#### Dataset section

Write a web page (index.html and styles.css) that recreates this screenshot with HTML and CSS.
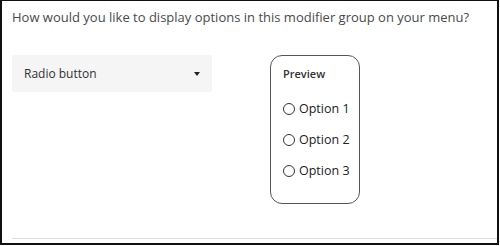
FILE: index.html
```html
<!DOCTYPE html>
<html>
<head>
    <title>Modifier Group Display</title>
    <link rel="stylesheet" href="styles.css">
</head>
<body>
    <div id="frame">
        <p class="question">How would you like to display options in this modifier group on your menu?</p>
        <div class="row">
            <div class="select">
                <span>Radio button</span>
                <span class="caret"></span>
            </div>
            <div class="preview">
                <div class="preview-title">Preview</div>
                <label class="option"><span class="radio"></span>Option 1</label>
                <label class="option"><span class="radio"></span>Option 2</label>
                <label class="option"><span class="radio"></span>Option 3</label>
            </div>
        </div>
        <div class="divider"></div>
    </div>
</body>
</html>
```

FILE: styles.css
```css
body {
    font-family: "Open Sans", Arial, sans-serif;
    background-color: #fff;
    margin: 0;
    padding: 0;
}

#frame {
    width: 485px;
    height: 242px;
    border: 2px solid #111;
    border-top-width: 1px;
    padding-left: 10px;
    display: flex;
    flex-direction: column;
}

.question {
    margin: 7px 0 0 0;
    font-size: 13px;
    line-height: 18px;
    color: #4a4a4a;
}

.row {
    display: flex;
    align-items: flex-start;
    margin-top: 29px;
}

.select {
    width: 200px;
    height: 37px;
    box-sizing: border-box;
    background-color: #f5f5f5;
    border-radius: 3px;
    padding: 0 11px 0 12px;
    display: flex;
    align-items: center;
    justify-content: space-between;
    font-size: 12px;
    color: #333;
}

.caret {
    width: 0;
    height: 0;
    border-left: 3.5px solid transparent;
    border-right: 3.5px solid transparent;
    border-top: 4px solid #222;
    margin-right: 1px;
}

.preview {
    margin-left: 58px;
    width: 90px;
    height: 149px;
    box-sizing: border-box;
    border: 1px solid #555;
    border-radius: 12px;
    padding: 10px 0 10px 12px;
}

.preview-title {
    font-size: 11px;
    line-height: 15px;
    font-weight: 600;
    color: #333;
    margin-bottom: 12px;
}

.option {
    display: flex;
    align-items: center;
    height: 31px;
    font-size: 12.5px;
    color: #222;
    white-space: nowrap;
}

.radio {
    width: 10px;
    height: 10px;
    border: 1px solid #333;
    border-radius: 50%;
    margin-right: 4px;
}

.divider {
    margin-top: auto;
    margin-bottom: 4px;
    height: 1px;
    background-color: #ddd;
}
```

########

• _Exercise objective_
Repeat the listing above exactly, with no pictures.

• _Written reply_
Write a web page (index.html and styles.css) that recreates this screenshot with HTML and CSS.
FILE: index.html
```html
<!DOCTYPE html>
<html>
<head>
    <title>Modifier Group Display</title>
    <link rel="stylesheet" href="styles.css">
</head>
<body>
    <div id="frame">
        <p class="question">How would you like to display options in this modifier group on your menu?</p>
        <div class="row">
            <div class="select">
                <span>Radio button</span>
                <span class="caret"></span>
            </div>
            <div class="preview">
                <div class="preview-title">Preview</div>
                <label class="option"><span class="radio"></span>Option 1</label>
                <label class="option"><span class="radio"></span>Option 2</label>
                <label class="option"><span class="radio"></span>Option 3</label>
            </div>
        </div>
        <div class="divider"></div>
    </div>
</body>
</html>
```

FILE: styles.css
```css
body {
    font-family: "Open Sans", Arial, sans-serif;
    background-color: #fff;
    margin: 0;
    padding: 0;
}

#frame {
    width: 485px;
    height: 242px;
    border: 2px solid #111;
    border-top-width: 1px;
    padding-left: 10px;
    display: flex;
    flex-direction: column;
}

.question {
    margin: 7px 0 0 0;
    font-size: 13px;
    line-height: 18px;
    color: #4a4a4a;
}

.row {
    display: flex;
    align-items: flex-start;
    margin-top: 29px;
}

.select {
    width: 200px;
    height: 37px;
    box-sizing: border-box;
    background-color: #f5f5f5;
    border-radius: 3px;
    padding: 0 11px 0 12px;
    display: flex;
    align-items: center;
    justify-content: space-between;
    font-size: 12px;
    color: #333;
}

.caret {
    width: 0;
    height: 0;
    border-left: 3.5px solid transparent;
    border-right: 3.5px solid transparent;
    border-top: 4px solid #222;
    margin-right: 1px;
}

.preview {
    margin-left: 58px;
    width: 90px;
    height: 149px;
    box-sizing: border-box;
    border: 1px solid #555;
    border-radius: 12px;
    padding: 10px 0 10px 12px;
}

.preview-title {
    font-size: 11px;
    line-height: 15px;
    font-weight: 600;
    color: #333;
    margin-bottom: 12px;
}

.option {
    display: flex;
    align-items: center;
    height: 31px;
    font-size: 12.5px;
    color: #222;
    white-space: nowrap;
}

.radio {
    width: 10px;
    height: 10px;
    border: 1px solid #333;
    border-radius: 50%;
    margin-right: 4px;
}

.divider {
    margin-top: auto;
    margin-bottom: 4px;
    height: 1px;
    background-color: #ddd;
}
```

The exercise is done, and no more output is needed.